Back to the Democrats in Congress - Rep. Emanuel Cleaver (D) of Missouri called the deal a "sugar-coated Satan sandwich," onto which House minority leader Nancy Pelosi piled on, "with a side of Satan fries."
Democrats' anger is understandable: The massive government spending cuts and lack of new revenue sources in the political deal that raises the debt ceiling by $2.4 trillion so the country can meet its fiduciary obligations hints at a shift of power and priorities away from the Democrats philosophy of "good" government growth toward the tea party's goal of scaling back Washington spending and influence.
Shrugging off unfavorable polls and harsh criticism from Biden and other Democrats, the tea party faithful take stock of their influence on Capitol Hill's debt deal and look ahead to the next battle.

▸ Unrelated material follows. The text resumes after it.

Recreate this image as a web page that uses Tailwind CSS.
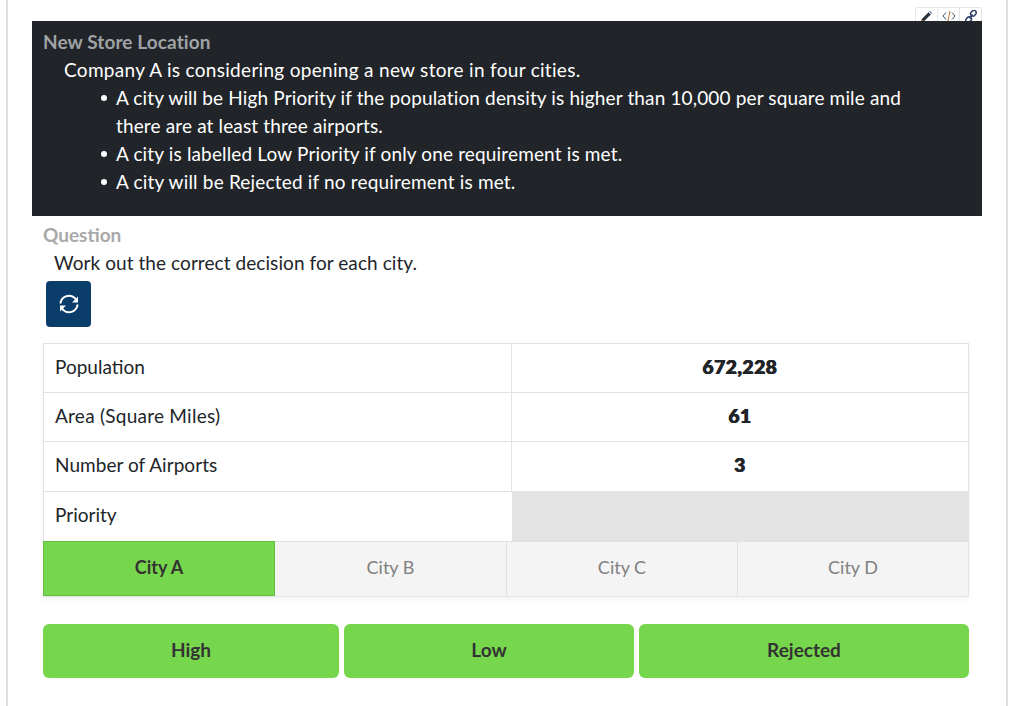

But make no mistake, the Tea Party won this battle. This was a foundational shift in the way the US Government does business. The cuts ended a trend of unlimited spending and started a discussion to reverse that trend.
But I can't for the life of me understand the extent of the villification of the Tea Party. The 87 new Tea Party Congressman campaigned on one issue - the debt. When they were sworn in they said they would not arbitrarily raise the debt ceiling and they did exactly what they said they were going to do.
You have to respect that they kept their promise and stuck to their principle, even if you don't like the principle or the outcome.
For some, that foundational shift has deeper, even global, roots.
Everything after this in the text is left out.